Published: Saturday, January 23, 2010
Written by John Sammon
American television stinks. They give out awards (Emmys) for producing crap. The best thing that ever happened was the writer's strike, which partially shut down the foul industry. If only we could shut it all down.
Shows with lawyers and doctors and women who try to act and talk tough. Shows that because they lack imagination try to shock you with tepid hinted at sexual innuendo.
We don't need writers anyway.
Let's go all the way. I've got an idea for a TV show so vulgar, so vile, so tasteless, it will be a smash hit. Once again. Bring back the Little Rascals. In prime time.

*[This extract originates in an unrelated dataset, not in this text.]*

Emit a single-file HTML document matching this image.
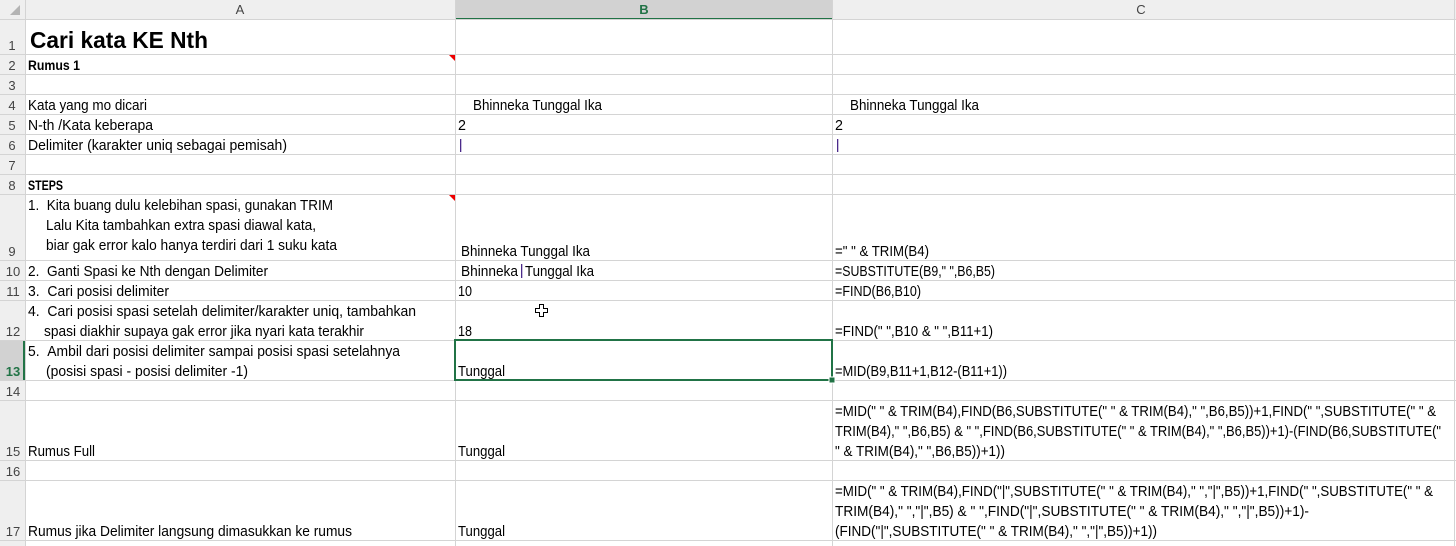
<!DOCTYPE html>
<html><head><meta charset="utf-8"><style>
html,body{margin:0;padding:0;background:#fff;width:1456px;height:546px;overflow:hidden}
svg{display:block}
text{font-family:"Liberation Sans",sans-serif;font-size:14.3px;fill:#000;white-space:pre}
.h{fill:#444;font-size:13px}
.b{font-weight:bold}
</style></head><body>
<svg width="1456" height="546" viewBox="0 0 1456 546" xmlns="http://www.w3.org/2000/svg" xml:space="preserve">
<rect x="0" y="0" width="1456" height="20" fill="#efefef"/>
<rect x="0" y="0" width="25" height="546" fill="#efefef"/>
<rect x="455" y="0" width="377" height="20" fill="#d2d2d2"/>
<rect x="455" y="18" width="377" height="2" fill="#217346"/>
<rect x="0" y="340" width="25" height="40" fill="#d2d2d2"/>
<rect x="23" y="340" width="2" height="40" fill="#217346"/>
<polygon points="20,5 20,15 10,15" fill="#b4b4b4"/>
<g stroke="#d4d4d4" stroke-width="1">
<line x1="0" y1="19.5" x2="1456" y2="19.5"/>
<line x1="25.5" y1="0" x2="25.5" y2="546"/>
<line x1="455.5" y1="0" x2="455.5" y2="546"/>
<line x1="832.5" y1="0" x2="832.5" y2="546"/>
<line x1="1454.5" y1="0" x2="1454.5" y2="546"/>
<line x1="0" y1="54.5" x2="1456" y2="54.5"/>
<line x1="0" y1="74.5" x2="1456" y2="74.5"/>
<line x1="0" y1="94.5" x2="1456" y2="94.5"/>
<line x1="0" y1="114.5" x2="1456" y2="114.5"/>
<line x1="0" y1="134.5" x2="1456" y2="134.5"/>
<line x1="0" y1="154.5" x2="1456" y2="154.5"/>
<line x1="0" y1="174.5" x2="1456" y2="174.5"/>
<line x1="0" y1="194.5" x2="1456" y2="194.5"/>
<line x1="0" y1="260.5" x2="1456" y2="260.5"/>
<line x1="0" y1="280.5" x2="1456" y2="280.5"/>
<line x1="0" y1="300.5" x2="1456" y2="300.5"/>
<line x1="0" y1="340.5" x2="1456" y2="340.5"/>
<line x1="0" y1="380.5" x2="1456" y2="380.5"/>
<line x1="0" y1="400.5" x2="1456" y2="400.5"/>
<line x1="0" y1="460.5" x2="1456" y2="460.5"/>
<line x1="0" y1="480.5" x2="1456" y2="480.5"/>
<line x1="0" y1="540.5" x2="1456" y2="540.5"/>
</g>
<text class="h" x="240" y="14" text-anchor="middle">A</text>
<text class="h b" x="644" y="14" text-anchor="middle" style="fill:#217346">B</text>
<text class="h" x="1141" y="14" text-anchor="middle">C</text>
<text class="h" x="12" y="50" text-anchor="middle">1</text>
<text class="h" x="12" y="70" text-anchor="middle">2</text>
<text class="h" x="12" y="90" text-anchor="middle">3</text>
<text class="h" x="12" y="110" text-anchor="middle">4</text>
<text class="h" x="12" y="130" text-anchor="middle">5</text>
<text class="h" x="12" y="150" text-anchor="middle">6</text>
<text class="h" x="12" y="170" text-anchor="middle">7</text>
<text class="h" x="12" y="190" text-anchor="middle">8</text>
<text class="h" x="12" y="256" text-anchor="middle">9</text>
<text class="h" x="13" y="276" text-anchor="middle">10</text>
<text class="h" x="13" y="296" text-anchor="middle">11</text>
<text class="h" x="13" y="336" text-anchor="middle">12</text>
<text class="h b" x="13" y="376" text-anchor="middle" style="fill:#217346">13</text>
<text class="h" x="13" y="396" text-anchor="middle">14</text>
<text class="h" x="13" y="456" text-anchor="middle">15</text>
<text class="h" x="13" y="476" text-anchor="middle">16</text>
<text class="h" x="13" y="536" text-anchor="middle">17</text>
<polygon points="449,55 455,55 455,61" fill="#e00"/>
<polygon points="449,195 455,195 455,201" fill="#e00"/>
<text class="b" x="30" y="48" style="font-size:23px" textLength="178" lengthAdjust="spacingAndGlyphs">Cari kata KE Nth</text>
<text class="b" x="28" y="70" style="font-size:13.5px" textLength="52" lengthAdjust="spacingAndGlyphs">Rumus 1</text>
<text x="28" y="110" textLength="119" lengthAdjust="spacingAndGlyphs">Kata yang mo dicari</text>
<text x="28" y="130" textLength="125" lengthAdjust="spacingAndGlyphs">N-th /Kata keberapa</text>
<text x="28" y="150" textLength="259" lengthAdjust="spacingAndGlyphs">Delimiter (karakter uniq sebagai pemisah)</text>
<text class="b" x="28" y="190" style="font-size:13.5px" textLength="35" lengthAdjust="spacingAndGlyphs">STEPS</text>
<text x="28" y="210" textLength="305" lengthAdjust="spacingAndGlyphs">1.&#160;&#160;Kita buang dulu kelebihan spasi, gunakan TRIM</text>
<text x="46" y="230" textLength="270" lengthAdjust="spacingAndGlyphs">Lalu Kita tambahkan extra spasi diawal kata,</text>
<text x="46" y="250" textLength="291" lengthAdjust="spacingAndGlyphs">biar gak error kalo hanya terdiri dari 1 suku kata</text>
<text x="28" y="276" textLength="240" lengthAdjust="spacingAndGlyphs">2.&#160;&#160;Ganti Spasi ke Nth dengan Delimiter</text>
<text x="28" y="296" textLength="141" lengthAdjust="spacingAndGlyphs">3.&#160;&#160;Cari posisi delimiter</text>
<text x="28" y="316" textLength="388" lengthAdjust="spacingAndGlyphs">4.&#160;&#160;Cari posisi spasi setelah delimiter/karakter uniq, tambahkan</text>
<text x="44" y="336" textLength="320" lengthAdjust="spacingAndGlyphs">spasi diakhir supaya gak error jika nyari kata terakhir</text>
<text x="28" y="356" textLength="372" lengthAdjust="spacingAndGlyphs">5.&#160;&#160;Ambil dari posisi delimiter sampai posisi spasi setelahnya</text>
<text x="46" y="376" textLength="202" lengthAdjust="spacingAndGlyphs">(posisi spasi - posisi delimiter -1)</text>
<text x="28" y="456" textLength="67" lengthAdjust="spacingAndGlyphs">Rumus Full</text>
<text x="28" y="536" textLength="324" lengthAdjust="spacingAndGlyphs">Rumus jika Delimiter langsung dimasukkan ke rumus</text>
<text x="473" y="110" textLength="129" lengthAdjust="spacingAndGlyphs">Bhinneka Tunggal Ika</text>
<text x="458" y="130">2</text>
<rect x="460" y="139" width="1.3" height="13" fill="#4b2a8a"/>
<text x="461" y="256" textLength="129" lengthAdjust="spacingAndGlyphs">Bhinneka Tunggal Ika</text>
<text x="461" y="276" textLength="57" lengthAdjust="spacingAndGlyphs">Bhinneka</text>
<rect x="521" y="264" width="1.3" height="14" fill="#4b2a8a"/>
<text x="525" y="276" textLength="69" lengthAdjust="spacingAndGlyphs">Tunggal Ika</text>
<text x="458" y="296" textLength="14" lengthAdjust="spacingAndGlyphs">10</text>
<text x="458" y="336" textLength="14" lengthAdjust="spacingAndGlyphs">18</text>
<text x="458" y="376" textLength="47" lengthAdjust="spacingAndGlyphs">Tunggal</text>
<text x="458" y="456" textLength="47" lengthAdjust="spacingAndGlyphs">Tunggal</text>
<text x="458" y="536" textLength="47" lengthAdjust="spacingAndGlyphs">Tunggal</text>
<text x="850" y="110" textLength="129" lengthAdjust="spacingAndGlyphs">Bhinneka Tunggal Ika</text>
<text x="835" y="130">2</text>
<rect x="837" y="139" width="1.3" height="13" fill="#4b2a8a"/>
<text x="835" y="256" textLength="94" lengthAdjust="spacingAndGlyphs">=" " &amp; TRIM(B4)</text>
<text x="835" y="276" textLength="160" lengthAdjust="spacingAndGlyphs">=SUBSTITUTE(B9," ",B6,B5)</text>
<text x="835" y="296" textLength="86" lengthAdjust="spacingAndGlyphs">=FIND(B6,B10)</text>
<text x="835" y="336" textLength="158" lengthAdjust="spacingAndGlyphs">=FIND(" ",B10 &amp; " ",B11+1)</text>
<text x="835" y="376" textLength="172" lengthAdjust="spacingAndGlyphs">=MID(B9,B11+1,B12-(B11+1))</text>
<text x="835" y="416" textLength="601" lengthAdjust="spacingAndGlyphs">=MID(" " &amp; TRIM(B4),FIND(B6,SUBSTITUTE(" " &amp; TRIM(B4)," ",B6,B5))+1,FIND(" ",SUBSTITUTE(" " &amp;</text>
<text x="835" y="436" textLength="606" lengthAdjust="spacingAndGlyphs">TRIM(B4)," ",B6,B5) &amp; " ",FIND(B6,SUBSTITUTE(" " &amp; TRIM(B4)," ",B6,B5))+1)-(FIND(B6,SUBSTITUTE("</text>
<text x="835" y="456" textLength="170" lengthAdjust="spacingAndGlyphs">" &amp; TRIM(B4)," ",B6,B5))+1))</text>
<text x="835" y="496" textLength="598" lengthAdjust="spacingAndGlyphs">=MID(" " &amp; TRIM(B4),FIND("|",SUBSTITUTE(" " &amp; TRIM(B4)," ","|",B5))+1,FIND(" ",SUBSTITUTE(" " &amp;</text>
<text x="835" y="516" textLength="474" lengthAdjust="spacingAndGlyphs">TRIM(B4)," ","|",B5) &amp; " ",FIND("|",SUBSTITUTE(" " &amp; TRIM(B4)," ","|",B5))+1)-</text>
<text x="835" y="536" textLength="322" lengthAdjust="spacingAndGlyphs">(FIND("|",SUBSTITUTE(" " &amp; TRIM(B4)," ","|",B5))+1))</text>
<rect x="455" y="340" width="377" height="40" fill="none" stroke="#217346" stroke-width="2"/>
<rect x="829" y="377" width="6" height="6" fill="#217346" stroke="#fff" stroke-width="1"/>
<path d="M539.5,304.5h4v4h4v4h-4v4h-4v-4h-4v-4h4z" fill="#fff" stroke="#000" stroke-width="1"/>
</svg>
</body></html>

In case you haven't heard of them, the Little Rascals were a bunch of child actors in comedies in the 1930s. The show, under the guise of cute comedy, featured every type of disgusting perversion. It was X rated and at the time, nobody knew it. It was just as bad as anything you see on TV today. But it had going for it both pedophilia and butt fetishism.
I'm not kidding.
Alfalfa is always hitting on Darla (Hood). The beautiful little brunette coquette. It's an on-again off-again case of the hots. At various times, Darla is interested in studious educated Waldo, but also the neighborhood bully Butch.
She can't make up her mind whether she's into muscle (Alfalfa) or poetry (Waldo). She's into all of it. She's a nymphomaniac. She's having it with all of them.
This goes beyond a ménage a trois. This is a five-a-trios.